# Written problem:
Count every line that has the word "React" in it; give no more than the number.

Records with interface code:
*****

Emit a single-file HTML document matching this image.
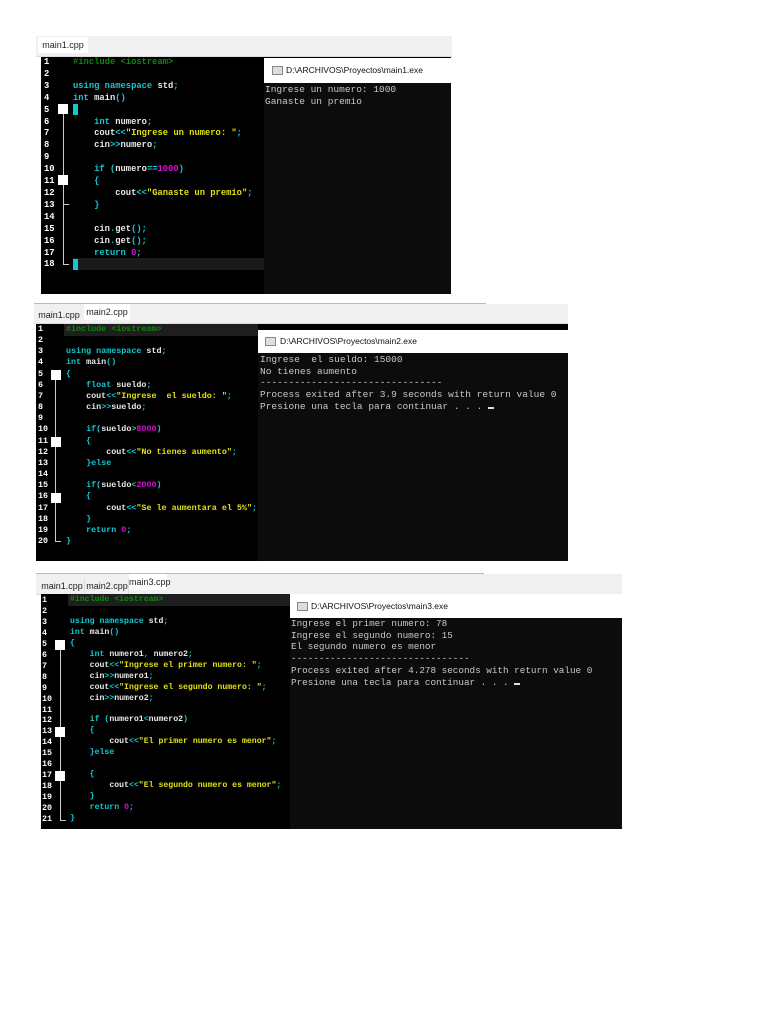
<!DOCTYPE html>
<html><head><meta charset="utf-8"><style>
body{margin:0;background:#fff;width:768px;height:1024px;position:relative;overflow:hidden;font-family:"Liberation Mono",monospace}
.a{position:absolute}
pre{margin:0;position:absolute;font-family:"Liberation Mono",monospace;white-space:pre}
.tabbar{background:#f0f0f0;border-bottom:1px solid #ddd}
.tab{position:absolute;font-family:"Liberation Sans",sans-serif;font-size:9px;color:#222;padding:3px 0;text-align:center}
.ed{background:#000}
.ln{color:#fff;font-weight:bold}
.k{color:#10c8d0}.t{color:#e8e8e8}.s{color:#e0e010}.n{color:#d010d0}.g{color:#0a8a0a}.p{color:#10c8d0}
.con{background:#0c0c0c;color:#c8c8c8}
.title{background:#fff;font-family:"Liberation Sans",sans-serif;font-size:9px;color:#111}
.sq{position:absolute;width:10px;height:10px;background:#fff}
.vl{position:absolute;width:1px;background:#ccc}
.ico{position:absolute;width:9px;height:7px;border:1px solid #888;background:#ddd}
</style></head><body>

<!-- Panel 1 -->
<div class="a tabbar" style="left:36px;top:36px;width:416px;height:20px"></div>
<div class="tab" style="left:38px;top:37px;width:50px;background:#fff">main1.cpp</div>
<div class="a ed" style="left:41px;top:57px;width:410px;height:237px"></div>
<div class="a" style="left:73px;top:258px;width:192px;height:12px;background:#1a1a1a"></div>
<pre class="ln" style="left:44px;top:57px;font-size:8.8px;line-height:11.9px">1
2
3
4
5
6
7
8
9
10
11
12
13
14
15
16
17
18</pre>
<div class="vl" style="left:63px;top:114px;height:150px"></div>
<div class="a" style="left:63px;top:264px;width:6px;height:1px;background:#ccc"></div>
<div class="a" style="left:63px;top:204px;width:6px;height:1px;background:#ccc"></div>
<div class="sq" style="left:58px;top:104px"></div>
<div class="sq" style="left:58px;top:175px"></div>
<div class="a" style="left:73px;top:104px;width:5px;height:11px;background:#10c8d0"></div>
<div class="a" style="left:73px;top:259px;width:5px;height:11px;background:#10c8d0"></div>
<pre style="left:73px;top:57px;font-size:8.8px;line-height:11.9px;font-weight:bold"><span class="g">#include &lt;iostream&gt;</span>

<span class="k">using namespace</span> <span class="t">std</span><span class="p">;</span>
<span class="k">int</span> <span class="t">main</span><span class="p">()</span>
<span class="p">{</span>
    <span class="k">int</span> <span class="t">numero</span><span class="p">;</span>
    <span class="t">cout</span><span class="p">&lt;&lt;</span><span class="s">"Ingrese un numero: "</span><span class="p">;</span>
    <span class="t">cin</span><span class="p">&gt;&gt;</span><span class="t">numero</span><span class="p">;</span>

    <span class="k">if</span> <span class="p">(</span><span class="t">numero</span><span class="p">==</span><span class="n">1000</span><span class="p">)</span>
    <span class="p">{</span>
        <span class="t">cout</span><span class="p">&lt;&lt;</span><span class="s">"Ganaste un premio"</span><span class="p">;</span>
    <span class="p">}</span>

    <span class="t">cin</span><span class="p">.</span><span class="t">get</span><span class="p">();</span>
    <span class="t">cin</span><span class="p">.</span><span class="t">get</span><span class="p">();</span>
    <span class="k">return</span> <span class="n">0</span><span class="p">;</span>
<span class="p">}</span></pre>
<div class="a title" style="left:264px;top:58px;width:187px;height:25px"></div>
<div class="ico" style="left:272px;top:66px"></div>
<div class="a title" style="left:286px;top:65px;font-size:8.5px">D:\ARCHIVOS\Proyectos\main1.exe</div>
<div class="a con" style="left:264px;top:83px;width:187px;height:211px"></div>
<pre class="con" style="left:265px;top:84px;font-size:9.5px;line-height:12px;background:none">Ingrese un numero: 1000
Ganaste un premio</pre>

<!-- Panel 2 -->
<div class="a tabbar" style="left:34px;top:304px;width:534px;height:19px"></div>
<div class="a" style="left:34px;top:303px;width:452px;height:1px;background:#bbb"></div>
<div class="tab" style="left:36px;top:307px;width:46px">main1.cpp</div>
<div class="tab" style="left:84px;top:304px;width:46px;background:#fff">main2.cpp</div>
<div class="a ed" style="left:36px;top:324px;width:532px;height:237px"></div>
<div class="a" style="left:64px;top:324px;width:194px;height:12px;background:#1e1e1e"></div>
<pre class="ln" style="left:38px;top:324px;font-size:8.4px;line-height:11.16px">1
2
3
4
5
6
7
8
9
10
11
12
13
14
15
16
17
18
19
20</pre>
<div class="vl" style="left:55px;top:378px;height:163px"></div>
<div class="a" style="left:55px;top:541px;width:6px;height:1px;background:#ccc"></div>
<div class="sq" style="left:51px;top:370px"></div>
<div class="sq" style="left:51px;top:437px"></div>
<div class="sq" style="left:51px;top:493px"></div>
<pre style="left:66px;top:324px;font-size:8.4px;line-height:11.16px;font-weight:bold"><span class="g">#include &lt;iostream&gt;</span>

<span class="k">using namespace</span> <span class="t">std</span><span class="p">;</span>
<span class="k">int</span> <span class="t">main</span><span class="p">()</span>
<span class="p">{</span>
    <span class="k">float</span> <span class="t">sueldo</span><span class="p">;</span>
    <span class="t">cout</span><span class="p">&lt;&lt;</span><span class="s">"Ingrese  el sueldo: "</span><span class="p">;</span>
    <span class="t">cin</span><span class="p">&gt;&gt;</span><span class="t">sueldo</span><span class="p">;</span>

    <span class="k">if</span><span class="p">(</span><span class="t">sueldo</span><span class="p">&gt;</span><span class="n">8000</span><span class="p">)</span>
    <span class="p">{</span>
        <span class="t">cout</span><span class="p">&lt;&lt;</span><span class="s">"No tienes aumento"</span><span class="p">;</span>
    <span class="p">}</span><span class="k">else</span>

    <span class="k">if</span><span class="p">(</span><span class="t">sueldo</span><span class="p">&lt;</span><span class="n">2000</span><span class="p">)</span>
    <span class="p">{</span>
        <span class="t">cout</span><span class="p">&lt;&lt;</span><span class="s">"Se le aumentara el 5%"</span><span class="p">;</span>
    <span class="p">}</span>
    <span class="k">return</span> <span class="n">0</span><span class="p">;</span>
<span class="p">}</span></pre>
<div class="a title" style="left:258px;top:330px;width:310px;height:23px"></div>
<div class="ico" style="left:265px;top:337px"></div>
<div class="a title" style="left:280px;top:336px;font-size:8.5px">D:\ARCHIVOS\Proyectos\main2.exe</div>
<div class="a con" style="left:258px;top:353px;width:310px;height:208px"></div>
<pre class="con" style="left:260px;top:354px;font-size:9.5px;line-height:11.7px;background:none">Ingrese  el sueldo: 15000
No tienes aumento
--------------------------------
Process exited after 3.9 seconds with return value 0
Presione una tecla para continuar . . . <span style="display:inline-block;width:6px;height:2px;background:#ddd"></span></pre>

<!-- Panel 3 -->
<div class="a tabbar" style="left:36px;top:574px;width:586px;height:20px"></div>
<div class="a" style="left:36px;top:573px;width:448px;height:1px;background:#bbb"></div>
<div class="tab" style="left:40px;top:578px;width:44px;border-right:1px solid #ddd">main1.cpp</div>
<div class="tab" style="left:86px;top:578px;width:42px;border-right:1px solid #ddd">main2.cpp</div>
<div class="tab" style="left:129px;top:574px;width:38px;background:#fff">main3.cpp</div>
<div class="a ed" style="left:41px;top:594px;width:581px;height:235px"></div>
<div class="a" style="left:68px;top:594px;width:222px;height:12px;background:#1e1e1e"></div>
<pre class="ln" style="left:42px;top:595px;font-size:8.4px;line-height:10.95px">1
2
3
4
5
6
7
8
9
10
11
12
13
14
15
16
17
18
19
20
21</pre>
<div class="vl" style="left:60px;top:650px;height:170px"></div>
<div class="a" style="left:60px;top:820px;width:6px;height:1px;background:#ccc"></div>
<div class="sq" style="left:55px;top:640px"></div>
<div class="sq" style="left:55px;top:727px"></div>
<div class="sq" style="left:55px;top:771px"></div>
<pre style="left:70px;top:595px;font-size:8.2px;line-height:10.95px;font-weight:bold"><span class="g">#include &lt;iostream&gt;</span>

<span class="k">using namespace</span> <span class="t">std</span><span class="p">;</span>
<span class="k">int</span> <span class="t">main</span><span class="p">()</span>
<span class="p">{</span>
    <span class="k">int</span> <span class="t">numero1</span><span class="p">,</span> <span class="t">numero2</span><span class="p">;</span>
    <span class="t">cout</span><span class="p">&lt;&lt;</span><span class="s">"Ingrese el primer numero: "</span><span class="p">;</span>
    <span class="t">cin</span><span class="p">&gt;&gt;</span><span class="t">numero1</span><span class="p">;</span>
    <span class="t">cout</span><span class="p">&lt;&lt;</span><span class="s">"Ingrese el segundo numero: "</span><span class="p">;</span>
    <span class="t">cin</span><span class="p">&gt;&gt;</span><span class="t">numero2</span><span class="p">;</span>

    <span class="k">if</span> <span class="p">(</span><span class="t">numero1</span><span class="p">&lt;</span><span class="t">numero2</span><span class="p">)</span>
    <span class="p">{</span>
        <span class="t">cout</span><span class="p">&lt;&lt;</span><span class="s">"El primer numero es menor"</span><span class="p">;</span>
    <span class="p">}</span><span class="k">else</span>

    <span class="p">{</span>
        <span class="t">cout</span><span class="p">&lt;&lt;</span><span class="s">"El segundo numero es menor"</span><span class="p">;</span>
    <span class="p">}</span>
    <span class="k">return</span> <span class="n">0</span><span class="p">;</span>
<span class="p">}</span></pre>
<div class="a title" style="left:290px;top:594px;width:332px;height:24px"></div>
<div class="ico" style="left:297px;top:602px"></div>
<div class="a title" style="left:311px;top:601px;font-size:8.5px">D:\ARCHIVOS\Proyectos\main3.exe</div>
<div class="a con" style="left:290px;top:618px;width:332px;height:211px"></div>
<pre class="con" style="left:291px;top:618px;font-size:9.3px;line-height:11.7px;background:none">Ingrese el primer numero: 78
Ingrese el segundo numero: 15
El segundo numero es menor
--------------------------------
Process exited after 4.278 seconds with return value 0
Presione una tecla para continuar . . . <span style="display:inline-block;width:6px;height:2px;background:#ddd"></span></pre>

</body></html>
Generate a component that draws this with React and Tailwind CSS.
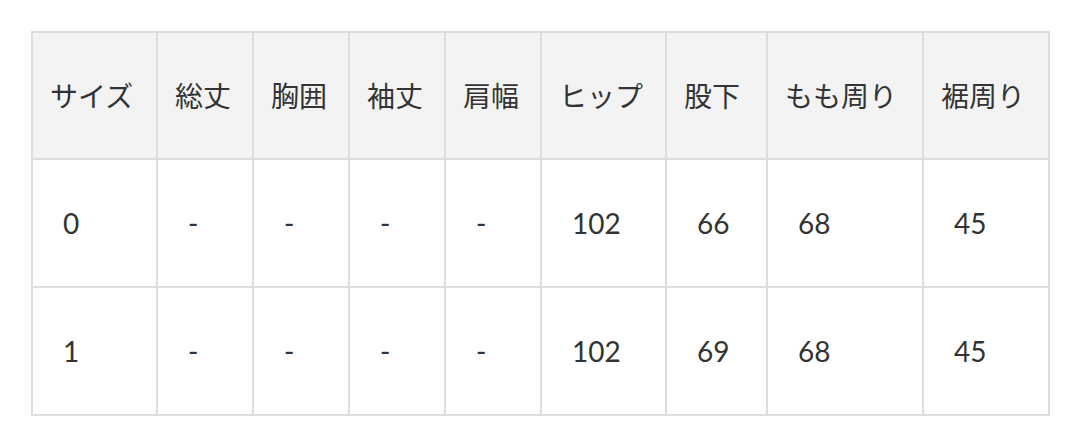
import React from 'react'

const HEADERS = ['サイズ', '総丈', '胸囲', '袖丈', '肩幅', 'ヒップ', '股下', 'もも周り', '裾周り']
const WIDTHS = ['w-[125px]', 'w-[96px]', 'w-[96px]', 'w-[96px]', 'w-[96px]', 'w-[125px]', 'w-[101px]', 'w-[156px]', 'w-[126px]']
const ROWS = [
  ['0', '-', '-', '-', '-', '102', '66', '68', '45'],
  ['1', '-', '-', '-', '-', '102', '69', '68', '45'],
]

export default function App() {
  return (
    <div className="bg-white w-[1080px] h-[446px] pt-[31px] pl-[31px] font-['Lato','Noto_Sans_CJK_JP',sans-serif] text-[#333]">
      <table className="table-fixed border-collapse border-2 border-[#ddd] w-[1019px] text-[28px]">
        <colgroup>
          {WIDTHS.map((w, i) => <col key={i} className={w} />)}
        </colgroup>
        <thead>
          <tr className="h-[127px] bg-[#f3f3f3]">
            {HEADERS.map((h, i) => (
              <th key={i} className="border-2 border-[#ddd] px-[17px] text-left font-normal whitespace-nowrap">{h}</th>
            ))}
          </tr>
        </thead>
        <tbody>
          {ROWS.map((row, r) => (
            <tr key={r} className="h-[128px]">
              {row.map((c, i) => (
                <td key={i} className="border-2 border-[#ddd] pl-[30px] text-left">{c}</td>
              ))}
            </tr>
          ))}
        </tbody>
      </table>
    </div>
  )
}
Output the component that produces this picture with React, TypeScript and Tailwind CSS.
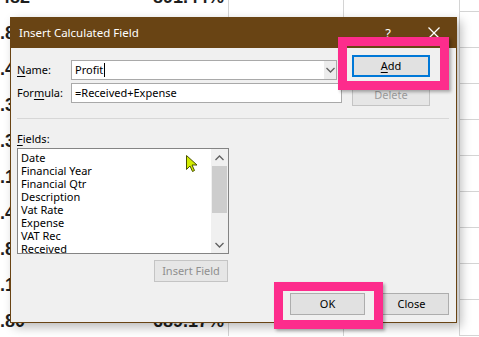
import React from "react";

const rows = [
  { a: "0.482", b: "891.44%", w: "w-[30px]" },
  { a: "0.83", b: "688.21%", w: "w-[25px]" },
  { a: "0.44", b: "790.12%", w: "w-[25px]" },
  { a: "0.35", b: "587.45%", w: "w-[25px]" },
  { a: "0.31", b: "686.92%", w: "w-[25px]" },
  { a: "1.17", b: "789.63%", w: "w-[25px]" },
  { a: "0.42", b: "891.08%", w: "w-[25px]" },
  { a: "0.84", b: "588.77%", w: "w-[25px]" },
  { a: "1.12", b: "690.55%", w: "w-[25px]" },
  { a: "0.80", b: "689.17%", w: "w-[25px]" },
];

const fields = [
  "Date",
  "Financial Year",
  "Financial Qtr",
  "Description",
  "Vat Rate",
  "Expense",
  "VAT Rec",
  "Received",
];

function Chevron({ up }: { up?: boolean }) {
  return (
    <svg width="9" height="6" viewBox="0 0 9 6" className="block">
      {up ? (
        <polyline points="0.5,5 4.5,1 8.5,5" fill="none" stroke="#606060" strokeWidth="1.3" />
      ) : (
        <polyline points="0.5,1 4.5,5 8.5,1" fill="none" stroke="#606060" strokeWidth="1.3" />
      )}
    </svg>
  );
}

export default function App() {
  return (
    <div className="relative w-[479px] h-[337px] overflow-hidden bg-white">
      {/* spreadsheet behind */}
      <div className="-mt-[24px] flex flex-col font-['Liberation_Sans',Arial,sans-serif] font-bold text-[18px] text-[#1e1e1e]">
        {rows.map((r, i) => (
          <div key={i} className="flex h-[36px]">
            <div className="w-[228px] flex items-end pb-[6px]">
              <div className={`${r.w} shrink-0 flex justify-end whitespace-nowrap leading-none`}>
                <span>{r.a}</span>
              </div>
              <div className="flex-1 flex justify-end pr-[4px] whitespace-nowrap leading-none">
                <span>{r.b}</span>
              </div>
            </div>
            <div className="w-[115px] border-l border-[#d4d4d4]" />
            <div className="w-[116px] border-l border-[#d4d4d4]" />
            <div className="flex-1 border-l border-b border-[#d4d4d4]" />
          </div>
        ))}
      </div>

      {/* dialog */}
      <div className="absolute left-[10px] top-[17px] w-[447px] h-[306px] flex flex-col bg-[#f0f0f0] border border-[#694414] shadow-[4px_4px_10px_rgba(0,0,0,0.28)] font-['Noto_Sans',sans-serif] text-[11px] text-black">
        <div className="h-[30px] shrink-0 bg-[#694414] flex items-center pl-[8px] text-white">
          <span className="text-[11.5px] leading-none">Insert Calculated Field</span>
          <span className="ml-auto mr-[37px] text-[13px] leading-none">?</span>
          <svg width="12" height="12" viewBox="0 0 12 12" className="mr-[16px]">
            <line x1="0.5" y1="0.5" x2="11.5" y2="11.5" stroke="white" strokeWidth="1.2" />
            <line x1="11.5" y1="0.5" x2="0.5" y2="11.5" stroke="white" strokeWidth="1.2" />
          </svg>
        </div>

        <div className="flex-1 flex flex-col">
          {/* top section */}
          <div className="flex">
            <div className="flex flex-col pt-[12px] gap-[3px] pl-[6px]">
              <div className="flex items-center h-[20px]">
                <span className="w-[54px]">
                  <span className="underline underline-offset-2">N</span>ame:
                </span>
                <div className="w-[266px] h-[20px] flex border border-[#a9a9a9] bg-white">
                  <div className="flex-1 flex items-center pl-[3px]">
                    <span>Profit</span>
                    <span className="w-px h-[14px] bg-black ml-[1px]" />
                  </div>
                  <div className="w-[12px] flex items-center justify-center bg-[#ececec]">
                    <Chevron />
                  </div>
                </div>
              </div>
              <div className="flex items-center h-[20px]">
                <span className="w-[54px]">
                  For<span className="underline underline-offset-2">m</span>ula:
                </span>
                <div className="w-[271px] h-[20px] flex items-center border border-[#a9a9a9] bg-white pl-[3px]">
                  =Received+Expense
                </div>
              </div>
            </div>
            <div className="ml-auto flex flex-col pt-[7px] gap-[7px] pr-[26px]">
              <button className="w-[78px] h-[22px] bg-[#e1e1e1] border-2 border-[#0078d7] flex items-center justify-center">
                <span>
                  <span className="underline underline-offset-2">A</span>dd
                </span>
              </button>
              <button className="w-[78px] h-[22px] bg-[#e6e6e6] border border-[#c4c4c4] text-[#9c9c9c] flex items-center justify-center">
                Delete
              </button>
            </div>
          </div>

          <div className="mt-[12px] ml-[6px] mr-[7px] h-px bg-[#d7d7d7]" />

          <div className="mt-[12px] ml-[6px] leading-[16px]">
            <span className="underline underline-offset-2">F</span>ields:
          </div>

          <div className="ml-[6px] mt-[1px] w-[212px] flex flex-col items-end">
            <div className="w-[212px] h-[106px] flex border border-[#848484] bg-white">
              <div className="flex-1 flex flex-col pl-[3px] pt-[2px] leading-[13px] overflow-hidden">
                {fields.map((f) => (
                  <div key={f} className="h-[13px] whitespace-nowrap">{f}</div>
                ))}
              </div>
              <div className="w-[17px] flex flex-col bg-[#f0f0f0]">
                <div className="h-[17px] flex items-center justify-center">
                  <Chevron up />
                </div>
                <div className="h-[47px] mx-[1px] bg-[#cdcdcd]" />
                <div className="flex-1" />
                <div className="h-[17px] flex items-center justify-center">
                  <Chevron />
                </div>
              </div>
            </div>
            <button className="mt-[6px] mr-[1px] w-[74px] h-[22px] bg-[#e6e6e6] border border-[#c4c4c4] text-[#8f8f8f] flex items-center justify-center">
              Insert Field
            </button>
          </div>

          <div className="mt-auto flex justify-end gap-[9px] pr-[7px] pb-[7px]">
            <button className="w-[75px] h-[22px] bg-[#e1e1e1] border border-[#adadad] flex items-center justify-center">
              OK
            </button>
            <button className="w-[75px] h-[22px] bg-[#e1e1e1] border border-[#adadad] flex items-center justify-center">
              Close
            </button>
          </div>
        </div>
      </div>

      {/* pink annotation boxes */}
      <div className="absolute left-[338px] top-[37px] w-[111px] h-[53px] border-[9px] border-[#fd2c8c] shadow-[2px_2px_3px_rgba(0,0,0,0.3)]" />
      <div className="absolute left-[274px] top-[282px] w-[109px] h-[47px] border-[9px] border-[#fd2c8c] shadow-[2px_2px_3px_rgba(0,0,0,0.3)]" />

      {/* mouse cursor */}
      <svg className="absolute left-[186px] top-[155px]" width="13" height="18" viewBox="0 0 13 18">
        <path d="M0.5,0.5 L0.5,14.5 L4,11 L6.5,16.5 L8.5,15.5 L6,10 L11,10 Z" fill="#d2ec00" stroke="#4a5200" strokeWidth="1" strokeLinejoin="round" />
      </svg>
    </div>
  );
}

*****

# Task solution:
4